» **TASK STATEMENT**
Quote each line of the material verbatim, without the pictures.
— START RAW DATA —
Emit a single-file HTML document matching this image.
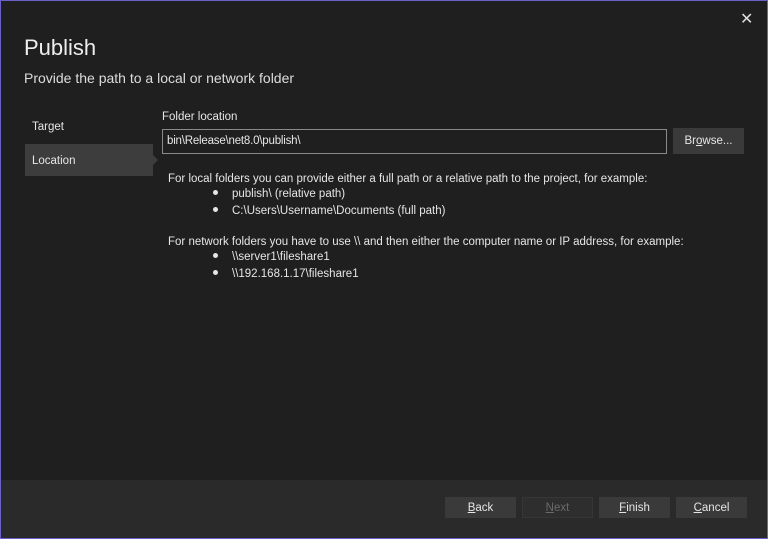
<!DOCTYPE html>
<html><head><style>
html,body{margin:0;padding:0}
body{width:768px;height:539px;background:#1f1f1f;font-family:"Liberation Sans",sans-serif;color:#e6e6e6;position:relative;overflow:hidden}
.frame{position:absolute;left:0;top:0;width:766px;height:537px;border:1px solid #6b5fc9}
.a{position:absolute;white-space:nowrap}
.s{font-size:11.5px;letter-spacing:0}
.footer{position:absolute;left:1px;top:480px;width:766px;height:58px;background:#2a2a2a}
.btn{position:absolute;top:497px;width:71px;height:21px;background:#3a3a3a;font-size:11.5px;text-align:center;line-height:22px;color:#e6e6e6}
.dis{background:#2e2e2e;color:#6a6a6a;border:1px solid #363636;box-sizing:border-box;line-height:20px}
u{text-decoration:underline}
.b{display:inline-block;width:5px;height:5px;border-radius:50%;background:#e6e6e6;margin-right:14px;vertical-align:2px}
</style></head><body>
<div class="frame"></div>
<div class="a" style="left:740px;top:9px;font-size:16px;color:#ddd">✕</div>
<div class="a" style="left:24px;top:35px;font-size:22px;color:#eee">Publish</div>
<div class="a" style="left:24px;top:70px;font-size:14px;color:#ddd">Provide the path to a local or network folder</div>
<div class="a s" style="left:32px;top:121px">Target</div>
<div class="a" style="left:25px;top:144px;width:128px;height:32px;background:#3d3d3d"></div>
<div class="a" style="left:153px;top:155px;width:0;height:0;border-top:5px solid transparent;border-bottom:5px solid transparent;border-left:5px solid #3d3d3d"></div>
<div class="a s" style="left:32px;top:155px">Location</div>
<div class="a s" style="left:162px;top:111px">Folder location</div>
<div class="a" style="left:162px;top:129px;width:503px;height:23px;border:1px solid #8a8a8a;background:#1f1f1f"></div>
<div class="a s" style="left:167px;top:135px;letter-spacing:-0.2px">bin\Release\net8.0\publish\</div>
<div class="btn" style="left:673px;top:128px;width:71px;height:26px;line-height:26px;background:#3a3a3a">Br<u>o</u>wse...</div>
<div class="a s" style="left:168px;top:173px">For local folders you can provide either a full path or a relative path to the project, for example:</div>
<div class="a s" style="left:213px;top:188px"><span class="b"></span>publish\ (relative path)</div>
<div class="a s" style="left:213px;top:205px"><span class="b"></span>C:\Users\Username\Documents (full path)</div>
<div class="a s" style="left:168px;top:236px">For network folders you have to use \\ and then either the computer name or IP address, for example:</div>
<div class="a s" style="left:213px;top:251px"><span class="b"></span>\\server1\fileshare1</div>
<div class="a s" style="left:213px;top:268px"><span class="b"></span>\\192.168.1.17\fileshare1</div>
<div class="footer"></div>
<div class="btn" style="left:445px"><u>B</u>ack</div>
<div class="btn dis" style="left:522px"><u>N</u>ext</div>
<div class="btn" style="left:599px"><u>F</u>inish</div>
<div class="btn" style="left:676px"><u>C</u>ancel</div>
</body></html>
— END RAW DATA —
» **RESULT OF THIS TASK**
Emit a single-file HTML document matching this image.
<!DOCTYPE html>
<html><head><style>
html,body{margin:0;padding:0}
body{width:768px;height:539px;background:#1f1f1f;font-family:"Liberation Sans",sans-serif;color:#e6e6e6;position:relative;overflow:hidden}
.frame{position:absolute;left:0;top:0;width:766px;height:537px;border:1px solid #6b5fc9}
.a{position:absolute;white-space:nowrap}
.s{font-size:11.5px;letter-spacing:0}
.footer{position:absolute;left:1px;top:480px;width:766px;height:58px;background:#2a2a2a}
.btn{position:absolute;top:497px;width:71px;height:21px;background:#3a3a3a;font-size:11.5px;text-align:center;line-height:22px;color:#e6e6e6}
.dis{background:#2e2e2e;color:#6a6a6a;border:1px solid #363636;box-sizing:border-box;line-height:20px}
u{text-decoration:underline}
.b{display:inline-block;width:5px;height:5px;border-radius:50%;background:#e6e6e6;margin-right:14px;vertical-align:2px}
</style></head><body>
<div class="frame"></div>
<div class="a" style="left:740px;top:9px;font-size:16px;color:#ddd">✕</div>
<div class="a" style="left:24px;top:35px;font-size:22px;color:#eee">Publish</div>
<div class="a" style="left:24px;top:70px;font-size:14px;color:#ddd">Provide the path to a local or network folder</div>
<div class="a s" style="left:32px;top:121px">Target</div>
<div class="a" style="left:25px;top:144px;width:128px;height:32px;background:#3d3d3d"></div>
<div class="a" style="left:153px;top:155px;width:0;height:0;border-top:5px solid transparent;border-bottom:5px solid transparent;border-left:5px solid #3d3d3d"></div>
<div class="a s" style="left:32px;top:155px">Location</div>
<div class="a s" style="left:162px;top:111px">Folder location</div>
<div class="a" style="left:162px;top:129px;width:503px;height:23px;border:1px solid #8a8a8a;background:#1f1f1f"></div>
<div class="a s" style="left:167px;top:135px;letter-spacing:-0.2px">bin\Release\net8.0\publish\</div>
<div class="btn" style="left:673px;top:128px;width:71px;height:26px;line-height:26px;background:#3a3a3a">Br<u>o</u>wse...</div>
<div class="a s" style="left:168px;top:173px">For local folders you can provide either a full path or a relative path to the project, for example:</div>
<div class="a s" style="left:213px;top:188px"><span class="b"></span>publish\ (relative path)</div>
<div class="a s" style="left:213px;top:205px"><span class="b"></span>C:\Users\Username\Documents (full path)</div>
<div class="a s" style="left:168px;top:236px">For network folders you have to use \\ and then either the computer name or IP address, for example:</div>
<div class="a s" style="left:213px;top:251px"><span class="b"></span>\\server1\fileshare1</div>
<div class="a s" style="left:213px;top:268px"><span class="b"></span>\\192.168.1.17\fileshare1</div>
<div class="footer"></div>
<div class="btn" style="left:445px"><u>B</u>ack</div>
<div class="btn dis" style="left:522px"><u>N</u>ext</div>
<div class="btn" style="left:599px"><u>F</u>inish</div>
<div class="btn" style="left:676px"><u>C</u>ancel</div>
</body></html>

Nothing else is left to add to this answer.